Entrevue à L'Express

Le Québec jouit déjà d'un statut politique distinct, soutient Charest

Le premier ministre explique au magazine français que le fédéralisme asymétrique confère au Québec un statut différent de celui des autres provinces

Charest en Europe


Québec - Le premier ministre Jean Charest estime que le Québec est non seulement une nation mais qu'il jouit déjà d'un statut politique différent des autres provinces, ce qui lui permet de s'exprimer «sans inhibition» sur la scène internationale.
C'est ce que Jean Charest a déclaré dans une entrevue accordée à L'Express lors de son passage à Paris en juillet et que le magazine français publie dans sa dernière édition.

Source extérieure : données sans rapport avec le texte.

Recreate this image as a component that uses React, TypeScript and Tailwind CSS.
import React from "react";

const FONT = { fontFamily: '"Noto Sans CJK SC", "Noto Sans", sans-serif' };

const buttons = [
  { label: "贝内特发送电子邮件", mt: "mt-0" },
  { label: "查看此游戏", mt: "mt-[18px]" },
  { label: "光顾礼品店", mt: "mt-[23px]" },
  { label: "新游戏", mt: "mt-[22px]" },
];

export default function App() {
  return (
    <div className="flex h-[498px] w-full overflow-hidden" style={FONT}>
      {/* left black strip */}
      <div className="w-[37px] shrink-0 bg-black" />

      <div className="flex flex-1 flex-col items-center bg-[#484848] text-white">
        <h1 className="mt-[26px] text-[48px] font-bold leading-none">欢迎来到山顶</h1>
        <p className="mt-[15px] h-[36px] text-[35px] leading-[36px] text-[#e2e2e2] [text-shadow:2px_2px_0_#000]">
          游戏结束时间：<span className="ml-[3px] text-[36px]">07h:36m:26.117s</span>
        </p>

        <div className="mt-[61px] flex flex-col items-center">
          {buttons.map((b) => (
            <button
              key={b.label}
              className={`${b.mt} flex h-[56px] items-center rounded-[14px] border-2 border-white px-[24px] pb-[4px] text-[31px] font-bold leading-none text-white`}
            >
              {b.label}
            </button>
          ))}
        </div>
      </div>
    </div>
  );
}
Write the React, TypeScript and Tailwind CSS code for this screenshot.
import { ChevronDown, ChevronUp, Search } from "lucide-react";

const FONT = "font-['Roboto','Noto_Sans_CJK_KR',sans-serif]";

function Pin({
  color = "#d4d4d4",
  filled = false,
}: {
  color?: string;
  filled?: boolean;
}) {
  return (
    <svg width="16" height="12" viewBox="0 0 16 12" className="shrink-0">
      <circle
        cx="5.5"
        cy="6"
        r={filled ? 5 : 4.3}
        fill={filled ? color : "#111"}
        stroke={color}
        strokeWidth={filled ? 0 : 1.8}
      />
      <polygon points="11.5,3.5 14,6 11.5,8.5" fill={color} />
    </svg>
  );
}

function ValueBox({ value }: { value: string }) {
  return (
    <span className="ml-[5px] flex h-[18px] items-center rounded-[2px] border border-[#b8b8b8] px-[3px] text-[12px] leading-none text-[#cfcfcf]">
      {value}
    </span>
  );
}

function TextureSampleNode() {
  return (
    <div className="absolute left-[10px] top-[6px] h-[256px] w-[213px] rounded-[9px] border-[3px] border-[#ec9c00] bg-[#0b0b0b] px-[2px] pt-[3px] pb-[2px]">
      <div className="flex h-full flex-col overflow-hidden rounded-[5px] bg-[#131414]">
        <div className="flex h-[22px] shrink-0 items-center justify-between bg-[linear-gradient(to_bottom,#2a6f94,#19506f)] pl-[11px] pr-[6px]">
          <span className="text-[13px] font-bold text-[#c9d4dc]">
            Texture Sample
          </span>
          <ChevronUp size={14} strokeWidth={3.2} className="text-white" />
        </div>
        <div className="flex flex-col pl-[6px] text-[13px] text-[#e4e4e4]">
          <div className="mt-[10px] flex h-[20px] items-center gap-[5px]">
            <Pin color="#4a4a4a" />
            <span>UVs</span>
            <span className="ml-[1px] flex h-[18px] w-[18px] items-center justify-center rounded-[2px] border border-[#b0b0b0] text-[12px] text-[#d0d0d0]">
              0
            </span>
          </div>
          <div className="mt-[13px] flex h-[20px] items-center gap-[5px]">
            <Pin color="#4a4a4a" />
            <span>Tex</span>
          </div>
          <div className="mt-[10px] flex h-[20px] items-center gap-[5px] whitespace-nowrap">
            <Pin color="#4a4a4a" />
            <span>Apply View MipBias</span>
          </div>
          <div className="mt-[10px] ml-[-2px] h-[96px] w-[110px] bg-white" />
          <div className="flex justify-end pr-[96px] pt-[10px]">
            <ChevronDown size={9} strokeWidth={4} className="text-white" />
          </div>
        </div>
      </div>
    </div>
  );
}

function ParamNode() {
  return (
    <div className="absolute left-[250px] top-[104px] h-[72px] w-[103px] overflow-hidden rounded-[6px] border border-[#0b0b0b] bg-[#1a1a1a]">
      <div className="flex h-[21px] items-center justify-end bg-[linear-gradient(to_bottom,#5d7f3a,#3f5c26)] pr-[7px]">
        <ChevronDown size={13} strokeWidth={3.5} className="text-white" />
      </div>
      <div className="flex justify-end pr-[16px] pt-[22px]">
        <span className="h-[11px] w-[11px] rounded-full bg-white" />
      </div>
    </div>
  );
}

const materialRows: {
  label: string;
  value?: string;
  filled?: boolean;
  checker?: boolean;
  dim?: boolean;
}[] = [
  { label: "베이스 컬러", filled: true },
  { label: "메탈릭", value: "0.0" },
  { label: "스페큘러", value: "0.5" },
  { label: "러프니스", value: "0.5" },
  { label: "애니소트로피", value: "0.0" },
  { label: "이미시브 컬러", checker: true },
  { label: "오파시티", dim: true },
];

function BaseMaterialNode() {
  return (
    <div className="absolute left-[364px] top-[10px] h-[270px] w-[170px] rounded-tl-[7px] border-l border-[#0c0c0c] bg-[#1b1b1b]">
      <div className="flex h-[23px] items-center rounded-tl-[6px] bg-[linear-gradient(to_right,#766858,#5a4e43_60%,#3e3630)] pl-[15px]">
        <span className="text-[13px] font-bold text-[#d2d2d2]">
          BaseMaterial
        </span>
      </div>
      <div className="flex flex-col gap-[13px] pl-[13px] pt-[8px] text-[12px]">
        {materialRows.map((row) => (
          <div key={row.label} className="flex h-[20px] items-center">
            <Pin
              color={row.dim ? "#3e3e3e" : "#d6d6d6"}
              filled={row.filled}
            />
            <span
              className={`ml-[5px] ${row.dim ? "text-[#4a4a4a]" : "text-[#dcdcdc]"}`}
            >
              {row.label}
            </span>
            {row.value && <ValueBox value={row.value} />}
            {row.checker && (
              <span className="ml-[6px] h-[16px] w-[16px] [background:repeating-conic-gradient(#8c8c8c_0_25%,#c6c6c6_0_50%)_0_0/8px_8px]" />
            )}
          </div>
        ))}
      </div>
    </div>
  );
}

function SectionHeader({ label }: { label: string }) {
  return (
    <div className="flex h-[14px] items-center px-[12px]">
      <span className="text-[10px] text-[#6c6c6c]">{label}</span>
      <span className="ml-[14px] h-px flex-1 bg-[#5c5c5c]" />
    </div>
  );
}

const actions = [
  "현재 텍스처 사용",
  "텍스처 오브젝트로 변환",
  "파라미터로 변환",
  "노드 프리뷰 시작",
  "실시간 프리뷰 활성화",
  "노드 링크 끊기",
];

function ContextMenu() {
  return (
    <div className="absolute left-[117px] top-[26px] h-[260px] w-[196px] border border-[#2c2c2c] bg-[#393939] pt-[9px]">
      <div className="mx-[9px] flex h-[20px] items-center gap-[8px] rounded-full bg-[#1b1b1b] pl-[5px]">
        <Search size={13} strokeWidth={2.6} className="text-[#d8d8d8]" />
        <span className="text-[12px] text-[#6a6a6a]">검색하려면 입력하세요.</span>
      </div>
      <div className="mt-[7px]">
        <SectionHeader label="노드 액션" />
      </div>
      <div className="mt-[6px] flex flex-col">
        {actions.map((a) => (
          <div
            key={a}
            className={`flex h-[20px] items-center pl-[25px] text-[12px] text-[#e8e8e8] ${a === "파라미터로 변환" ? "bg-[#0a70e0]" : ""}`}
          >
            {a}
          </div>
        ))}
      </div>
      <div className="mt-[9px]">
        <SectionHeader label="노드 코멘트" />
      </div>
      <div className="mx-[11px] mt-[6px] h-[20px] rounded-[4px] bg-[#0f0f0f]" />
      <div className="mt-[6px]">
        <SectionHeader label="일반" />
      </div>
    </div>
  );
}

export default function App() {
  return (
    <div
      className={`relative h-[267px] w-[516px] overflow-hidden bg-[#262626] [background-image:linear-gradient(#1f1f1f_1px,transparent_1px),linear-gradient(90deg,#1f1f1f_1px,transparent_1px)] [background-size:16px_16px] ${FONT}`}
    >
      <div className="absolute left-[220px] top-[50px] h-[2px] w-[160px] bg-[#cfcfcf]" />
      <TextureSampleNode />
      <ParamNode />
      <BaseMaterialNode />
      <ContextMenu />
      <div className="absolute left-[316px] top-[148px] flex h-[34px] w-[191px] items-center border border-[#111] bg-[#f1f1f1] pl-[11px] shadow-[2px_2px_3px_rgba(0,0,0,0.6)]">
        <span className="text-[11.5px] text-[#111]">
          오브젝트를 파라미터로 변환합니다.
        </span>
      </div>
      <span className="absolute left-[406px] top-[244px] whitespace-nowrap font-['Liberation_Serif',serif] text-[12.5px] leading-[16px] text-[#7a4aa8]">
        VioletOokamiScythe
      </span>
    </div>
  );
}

C'est le fédéralisme asymétrique - reconnu dans l'entente sur la santé de septembre 2004 et plus récemment, dans l'entente sur le rôle du Québec à l'UNESCO - qui confère à l'État québécois ce statut politique distinct, selon M. Charest. «Pour la première fois, le gouvernement fédéral reconnaît explicitement, dans une entente, la personnalité internationale du Québec, sa spécificité et son rôle particulier sur la scène mondiale. La même entente reprend le concept de fédéralisme asymétrique. C'est-à-dire un fédéralisme qui reconnaît les besoins spécifiques du Québec et permet au système fédéral d'être impliqué autrement dans sa relation avec lui. C'est accepter notre différence, la personnalité politique singulière du Québec, et confirmer que notre statut politique n'est pas le même que celui des autres provinces», a déclaré le premier ministre au journaliste de L'Express, Jean-Michel Demetz.

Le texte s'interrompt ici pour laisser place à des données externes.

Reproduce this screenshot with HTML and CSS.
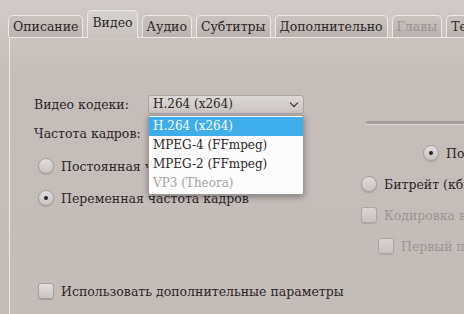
FILE: index.html
```html
<!DOCTYPE html>
<html lang="ru">
<head>
  <meta charset="UTF-8">
  <title>Видео</title>
  <link rel="stylesheet" href="styles.css">
</head>
<body>
  <div class="tabs">
    <div class="tab">Описание</div>
    <div class="tab active">Видео</div>
    <div class="tab">Аудио</div>
    <div class="tab">Субтитры</div>
    <div class="tab">Дополнительно</div>
    <div class="tab disabled">Главы</div>
    <div class="tab">Теги</div>
  </div>

  <div class="pane">
    <div class="columns">
      <div class="left">
        <div class="row codec-row">
          <span class="label">Видео кодеки:</span>
          <div class="combo-wrap">
            <div class="combo">H.264 (x264)<span class="arrow"></span></div>
            <div class="popup">
              <div class="item selected">H.264 (x264)</div>
              <div class="item">MPEG-4 (FFmpeg)</div>
              <div class="item">MPEG-2 (FFmpeg)</div>
              <div class="item off">VP3 (Theora)</div>
            </div>
          </div>
        </div>
        <div class="row rate-row">
          <span class="label">Частота кадров:</span>
          <div class="combo">Как у источника<span class="arrow"></span></div>
        </div>
        <label class="opt first-opt"><span class="radio"></span>Постоянная частота кадров</label>
        <label class="opt"><span class="radio on"></span>Переменная частота кадров</label>
      </div>

      <div class="right">
        <div class="slider"></div>
        <label class="opt quality"><span class="radio on"></span>Постоянное качество</label>
        <label class="opt"><span class="radio"></span>Битрейт (кбит/с):</label>
        <label class="opt off"><span class="check"></span>Кодировка в два прохода</label>
        <label class="opt off nested"><span class="check"></span>Первый проход турбо</label>
      </div>
    </div>

    <label class="opt extra"><span class="check"></span>Использовать дополнительные параметры</label>
  </div>
</body>
</html>
```

FILE: styles.css
```css
body {
  margin: 0;
  width: 464px;
  height: 314px;
  overflow: hidden;
  font-family: "DejaVu Serif", serif;
  font-size: 12.5px;
  color: #2b2627;
  background: linear-gradient(#d0cbc9, #c5bdba 70px, #c4bcb9);
}
.tabs {
  display: flex;
  align-items: flex-end;
  gap: 4px;
  padding: 10px 0 0 8px;
  white-space: nowrap;
}
.tab {
  height: 21px;
  line-height: 21px;
  padding: 0 4px;
  border: 1px solid #ece8e7;
  border-bottom: none;
  border-radius: 5px 5px 0 0;
  background: linear-gradient(#c9c3c0, #bab2af);
  flex-shrink: 0;
}
.tab.active {
  height: 27px;
  line-height: 24px;
  background: linear-gradient(#d6d2d0, #c8c1be);
  margin-bottom: -1px;
  position: relative;
}
.tab.disabled { color: #9b9391; }
.pane {
  margin-left: 9px;
  border-left: 1px solid #ece8e7;
  border-top: 1px solid #ece8e7;
  height: 300px;
  padding: 56px 0 0 24px;
}
.columns {
  display: flex;
}
.left {
  width: 327px;
  flex-shrink: 0;
}
.right {
  flex-shrink: 0;
  white-space: nowrap;
}
.row {
  display: flex;
  align-items: center;
  height: 20px;
}
.label { width: 114px; }
.rate-row { margin-top: 9px; }
.combo-wrap { position: relative; }
.combo {
  position: relative;
  width: 146px;
  height: 17px;
  line-height: 17px;
  padding-left: 4px;
  padding-right: 4px;
  border: 1px solid #a9a3a1;
  border-radius: 3px;
  background: linear-gradient(#dcd8d6, #cbc5c2);
  font-size: 12px;
}
.arrow {
  position: absolute;
  right: 6px;
  top: 4px;
  width: 5px;
  height: 5px;
  border-right: 1.6px solid #2b2627;
  border-bottom: 1.6px solid #2b2627;
  transform: rotate(45deg);
}
.popup {
  position: absolute;
  left: 0;
  top: 20px;
  width: 154px;
  padding: 1px 0;
  background: #fcfcfc;
  border: 1px solid #9e9896;
  border-radius: 2px;
  box-shadow: 0 2px 6px rgba(0, 0, 0, 0.35);
  font-size: 12px;
  z-index: 2;
}
.item {
  height: 19px;
  line-height: 19px;
  padding-left: 4px;
}
.item.selected {
  background: #3daee9;
  color: #fff;
}
.item.off { color: #a8a2a0; }
.opt {
  display: flex;
  align-items: center;
  gap: 7px;
  height: 16px;
  white-space: nowrap;
}
.left .first-opt { margin: 15px 0 0 4px; }
.left .opt + .opt { margin: 16px 0 0 4px; }
.radio, .check {
  width: 14px;
  height: 14px;
  flex-shrink: 0;
  border: 1px solid #a59f9d;
  background: linear-gradient(#e2dedd, #c9c3c1);
  box-shadow: 0 1px 1px rgba(0, 0, 0, 0.15);
}
.radio { border-radius: 50%; position: relative; }
.check { border-radius: 3px; }
.radio.on::after {
  content: "";
  position: absolute;
  left: 5px;
  top: 5px;
  width: 4px;
  height: 4px;
  border-radius: 50%;
  background: #232627;
}
.opt.off { color: #9d9593; }
.opt.off .check { opacity: 0.75; }
.slider {
  margin: 27px 0 0 5px;
  width: 120px;
  height: 3px;
  border-radius: 2px;
  background: #a39d9b;
  box-shadow: 0 1px 0 #dcd8d6;
}
.right .quality { margin: 21px 0 0 62px; }
.right .opt + .opt { margin-top: 15px; }
.right .nested { margin-left: 17px; }
.extra { margin: 29px 0 0 4px; }
```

Jean Charest a dû toutefois expliquer pourquoi le premier ministre Stephen Harper refusait toujours de reconnaître que le Québec forme une nation. «Bien sûr que le Québec est une nation», a répliqué M. Charest. Cette citation fut d'ailleurs reprise à la une du magazine. Le premier ministre est remonté à John A. MacDonald, «qui affirmait que le Canada n'aurait jamais été créé comme pays n'eût été la reconnaissance du Québec comme nation dans l'Acte constitutionnel de 1867».
Quant à M. Harper, libre à lui de l'exprimer d'une autre manière, a fait valoir M. Charest. «Peu importe le vocable utilisé. On arrive, d'une façon ou d'une autre, à une même conclusion, celle que nous sommes une nation», estime-t-il.

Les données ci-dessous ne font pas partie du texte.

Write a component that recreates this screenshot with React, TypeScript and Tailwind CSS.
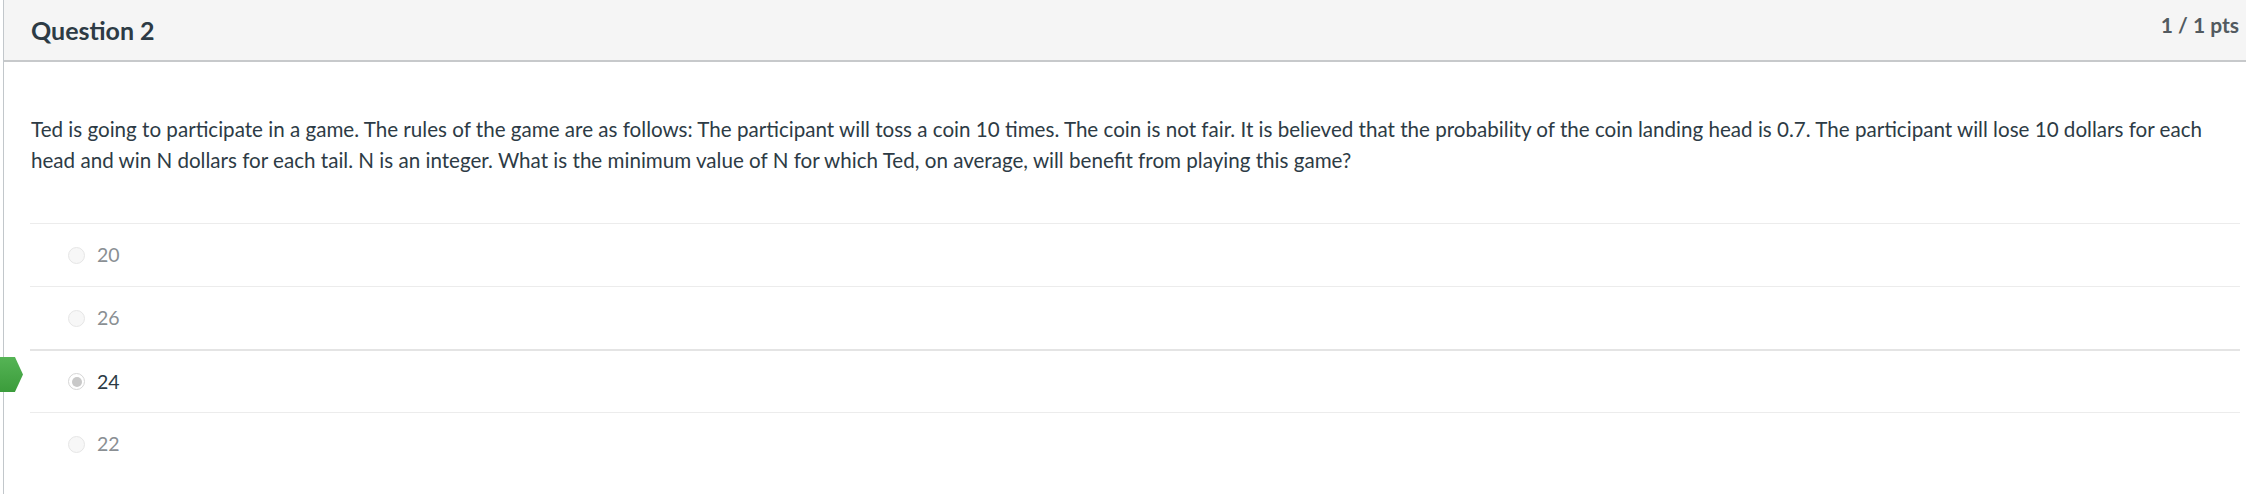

Formant un peuple et une nation, les Québécois sont canadiens comme les Français sont européens. «Il n'y a aucun doute que nous formons un peuple et une nation. Et je n'y vois aucune contradiction avec le fait que nous, Québécois, soyons aussi canadiens, comme les Français sont français, mais aussi européens».
« Aussi agressifs que les souverainistes »
Sur la question de l'identité québécoise, il existe un consensus entre souverainistes et fédéralistes québécois, croit M. Charest. «Sur la défense de notre identité, nous, fédéralistes, sommes aussi agressifs que les souverainistes peuvent l'être», a-t-il dit.
À cet égard, le Québec vit sur la scène internationale «une période d'affirmation très forte», a soutenu M. Charest. «Sur le plan international, nous ne sommes pas subalternes à l'État fédéral. Nous menons nos affaires sans inhibition et nous ne voyons pas beaucoup de limites à nos actions.»
«Le gouvernement canadien ne peut pas parler pour le Québec dans les domaines de compétence de celui-ci, qu'il s'agisse de la santé, de l'éducation, de la culture, de la langue. Nous nous complétons l'un l'autre», a-t-il affirmé.
La politique internationale du Québec pourrait être celle du gouvernement canadien, a reconnu M. Charest. «Nous l'avons précédé et nous lui avons donné matière à inspiration», a-t-il ajouté, en faisant référence à la convention sur la diversité culturelle de l'UNESCO.
Par ailleurs, Jean Charest a évoqué devant le journaliste français de possibles modifications à la Constitution canadienne, ce qu'il répugne à faire quand il est au pays. Il a abordé la question de la réforme du Sénat. «Il y a chez nous, en ce moment, une réflexion sur l'avenir du Sénat canadien, et je trouve très intéressant à cet égard le système allemand, le rôle du ministre-président et celui du Bundersrat [une des deux chambres législatives de l'Allemagne fédérale, qui représente les États fédérés]. Un autre exemple nous intéresse, la Belgique: sans doute, sur le plan international, la fédération la plus avancée dans la reconnaissance de l'autonomie des États fédérés», a signalé M. Charest. «Nous n'allons pas jusqu'à réclamer un modèle confédéral», a toutefois ajouté le premier ministre.